I've said that I don't identify as human.  What do I mean by that?  I've spent a lot of time thinking about that claim.  Does it even make sense? 

As my parents are fully human, it's reasonable to assume that there's an aspect of me that's fully human, too.  But there's another aspect that is something else.  I don't know what. 

We generally think of conscious creatures as comprising a body and a mind, with the latter being dependent on the former.  We take it for granted that a human body will only have a human mind.  In this, we presume that the humanness of the human mind is necessarily determined by the humanness of the body, but what if it isn't?

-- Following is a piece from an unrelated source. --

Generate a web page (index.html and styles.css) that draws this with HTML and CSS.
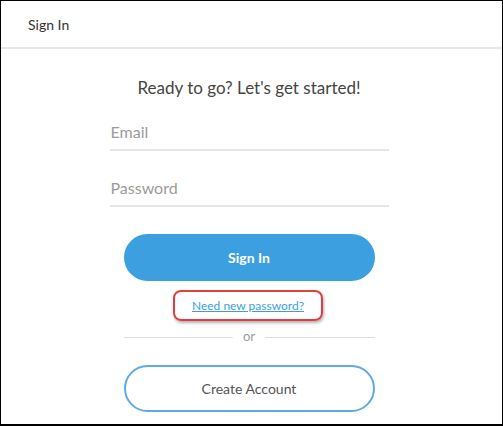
FILE: index.html
```html
<!DOCTYPE html>
<html>
<head>
<meta charset="utf-8">
<link rel="stylesheet" href="styles.css">
</head>
<body>
<div class="frame">
  <header class="topbar">Sign In</header>
  <main class="content">
    <h1 class="title">Ready to go? Let's get started!</h1>
    <div class="field">Email</div>
    <div class="field">Password</div>
    <button class="btn btn-primary">Sign In</button>
    <div class="link-wrap"><a class="link" href="#">Need new password?</a></div>
    <div class="divider"><span class="line"></span><span class="or">or</span><span class="line"></span></div>
    <button class="btn btn-outline">Create Account</button>
  </main>
</div>
</body>
</html>
```

FILE: styles.css
```css
html, body {
  margin: 0;
  padding: 0;
  background: #fff;
}
.frame {
  box-sizing: border-box;
  width: 503px;
  height: 426px;
  border-style: solid;
  border-color: #000;
  border-width: 1px 1px 2px 1px;
  overflow: hidden;
  font-family: Lato, "Open Sans", sans-serif;
}
.topbar {
  box-sizing: border-box;
  height: 48px;
  padding: 15px 0 0 27px;
  font-size: 14px;
  color: #333;
  border-bottom: 2px solid #e8e8e8;
}
.content {
  display: flex;
  flex-direction: column;
  align-items: center;
  padding-right: 5px;
}
.title {
  margin: 27px 0 0;
  font-size: 17px;
  font-weight: 400;
  color: #444;
  line-height: 23px;
}
.field {
  box-sizing: border-box;
  width: 279px;
  height: 41px;
  margin-top: 11px;
  padding: 12px 0 0 1px;
  font-size: 16px;
  color: #9b9b9b;
  border-bottom: 2px solid #e6e6e6;
}
.field + .field {
  margin-top: 15px;
}
.btn {
  box-sizing: border-box;
  width: 251px;
  height: 47px;
  border-radius: 24px;
  font-family: Lato, "Open Sans", sans-serif;
  font-size: 14px;
  cursor: pointer;
}
.btn-primary {
  margin-top: 27px;
  background: #3c9fe0;
  border: none;
  color: #fff;
  font-weight: 700;
}
.link-wrap {
  box-sizing: border-box;
  margin-top: 9px;
  width: 150px;
  height: 31px;
  border: 2px solid #e33d44;
  border-radius: 8px;
  box-shadow: 1px 2px 3px rgba(0,0,0,0.3);
  display: flex;
  align-items: center;
  justify-content: center;
  position: relative;
  left: -1px;
}
.link {
  font-size: 12px;
  color: #3a9fe0;
  text-decoration: underline;
}
.divider {
  width: 251px;
  display: flex;
  align-items: center;
  margin-top: 7px;
  height: 18px;
}
.line {
  flex: 1;
  height: 1px;
  background: #ddd;
}
.or {
  padding: 0 10px 2px;
  font-size: 13px;
  color: #9b9b9b;
}
.btn-outline {
  margin-top: 19px;
  background: #fff;
  border: 2px solid #5daae6;
  color: #555;
}
```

If the nature of the mind, such as it is, emerges from neuroanatomy, suffiently divergent neuroanatomy could create a mind that diverges significantly from humanness.  On a spectrum between more typical and less typical human neuroanatomy, an anatomical configuration nearest the least typical end could produce a mind that resembles human minds only in the smallest ways.

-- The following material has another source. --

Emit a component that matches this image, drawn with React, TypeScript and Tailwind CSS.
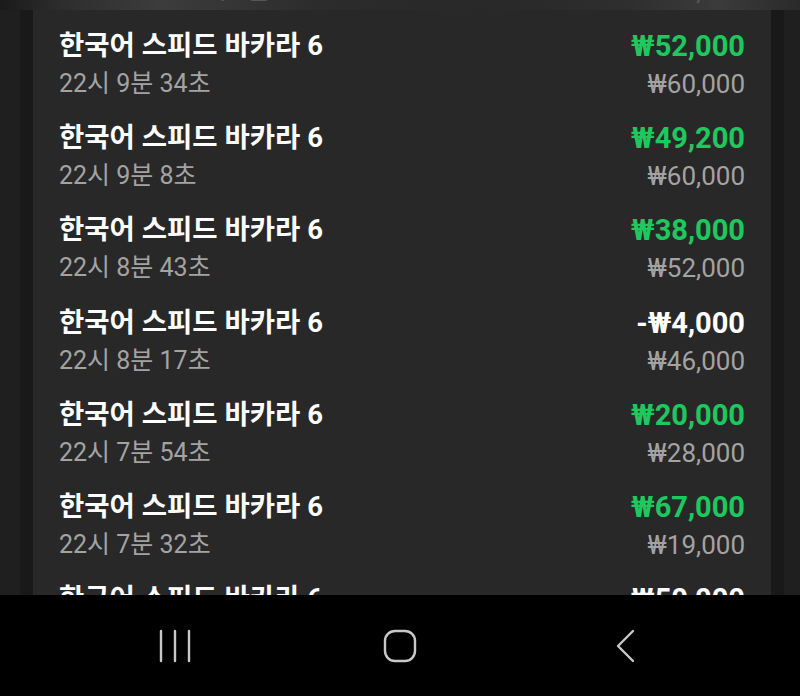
import React from "react";

type Row = { time: string; amount: string; balance: string; win: boolean };

const rows: Row[] = [
  { time: "22시 9분 34초", amount: "₩52,000", balance: "₩60,000", win: true },
  { time: "22시 9분 8초", amount: "₩49,200", balance: "₩60,000", win: true },
  { time: "22시 8분 43초", amount: "₩38,000", balance: "₩52,000", win: true },
  { time: "22시 8분 17초", amount: "-₩4,000", balance: "₩46,000", win: false },
  { time: "22시 7분 54초", amount: "₩20,000", balance: "₩28,000", win: true },
  { time: "22시 7분 32초", amount: "₩67,000", balance: "₩19,000", win: true },
  { time: "22시 7분 10초", amount: "₩50,000", balance: "₩50,000", win: false },
];

const font = { fontFamily: 'Roboto, "Noto Sans CJK KR", sans-serif' };

function HistoryRow({ r }: { r: Row }) {
  return (
    <div className="h-[92.2px] shrink-0 pl-[26px] pr-[26px] pt-[17px] flex justify-between">
      <div className="flex flex-col">
        <div className="text-[27.5px] leading-[38px] font-bold text-white whitespace-nowrap">한국어 스피드 바카라 6</div>
        <div className="text-[25px] leading-[38px] text-[#a3a3a3] whitespace-nowrap">{r.time}</div>
      </div>
      <div className="flex flex-col items-end">
        <div
          className={
            r.win
              ? "text-[29px] leading-[38px] font-bold text-[#1fc85f] whitespace-nowrap"
              : "text-[29px] leading-[38px] font-bold text-white whitespace-nowrap"
          }
        >
          {r.amount}
        </div>
        <div className="text-[26px] leading-[38px] text-[#a3a3a3] whitespace-nowrap">{r.balance}</div>
      </div>
    </div>
  );
}

export default function App() {
  return (
    <div className="w-[800px] h-[696px] overflow-hidden flex flex-col bg-[#1b1b1b]" style={font}>
      <div className="flex-1 overflow-hidden flex flex-col bg-[linear-gradient(90deg,#1f1f1f_0px,#1f1f1f_20px,#191919_20px,#191919_33px,transparent_33px,transparent_771px,#191919_771px,#191919_784px,#1f1f1f_784px)]">
        <div className="h-[10px] shrink-0 bg-[linear-gradient(90deg,#1a1a1a_0%,#2e2e2e_8%,#3c3c3c_20%,#2c2c2c_40%,#282828_60%,#2e2e2e_78%,#3b3b3b_90%,#2a2a2a_100%)] overflow-hidden relative">
          <div className="absolute left-[176px] -top-[24px] text-[25px] leading-[30px] text-[#8a8a8a] opacity-40">22시 6분 48초</div>
          <div className="absolute right-[55px] -top-[24px] text-[26px] leading-[30px] text-[#8a8a8a] opacity-40">₩50,000</div>
        </div>
        <div className="ml-[33px] w-[738px] bg-[#282828] flex-1 flex flex-col overflow-hidden">
          {rows.map((r, i) => (
            <HistoryRow key={i} r={r} />
          ))}
        </div>
      </div>
      <div className="h-[101px] shrink-0 bg-black flex justify-center items-center">
        <div className="w-[225px] flex justify-center">
          <svg width="34" height="34" viewBox="0 0 34 34" fill="none" stroke="#c8c8c8" strokeWidth="2.4" strokeLinecap="round">
            <line x1="3" y1="2" x2="3" y2="32" />
            <line x1="17" y1="2" x2="17" y2="32" />
            <line x1="31" y1="2" x2="31" y2="32" />
          </svg>
        </div>
        <div className="w-[225px] flex justify-center">
          <svg width="34" height="34" viewBox="0 0 34 34" fill="none" stroke="#c8c8c8" strokeWidth="2.4">
            <rect x="2" y="2" width="30" height="30" rx="10" />
          </svg>
        </div>
        <div className="w-[225px] flex justify-center">
          <svg width="34" height="34" viewBox="0 0 34 34" fill="none" stroke="#c8c8c8" strokeWidth="2.4" strokeLinecap="round" strokeLinejoin="round">
            <polyline points="25,2 10,17 25,32" />
          </svg>
        </div>
      </div>
    </div>
  );
}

Is it possible to say that one mind can differ from another?  If "human mind" means something concrete, it probably isn't monolithic.  There could be aspects of the human mind that are different by degrees from person to person.  If so, it could be possible for a person to have the most different kind of human mind.  I know a human will never have a horse's mind, but maybe there are human minds with the lowest number of especially human traits.  If there are kinds of differences that are impossible, then there are kinds of differences.  If there are no kinds of differences between human minds, then why do individual minds appear to be different?   Why can we say that my mind isn't your mind, if we can?

This goes into questions about what the mind is, what identity is, what we mean by "I," and how those things might relate to each other.  If the mind exists, are there things about it?  I don't know.  I do know that culture and environment play as big a part in our development as anatomy.  And I know that I feel different from humans in significant ways that I clearly struggle to articulate.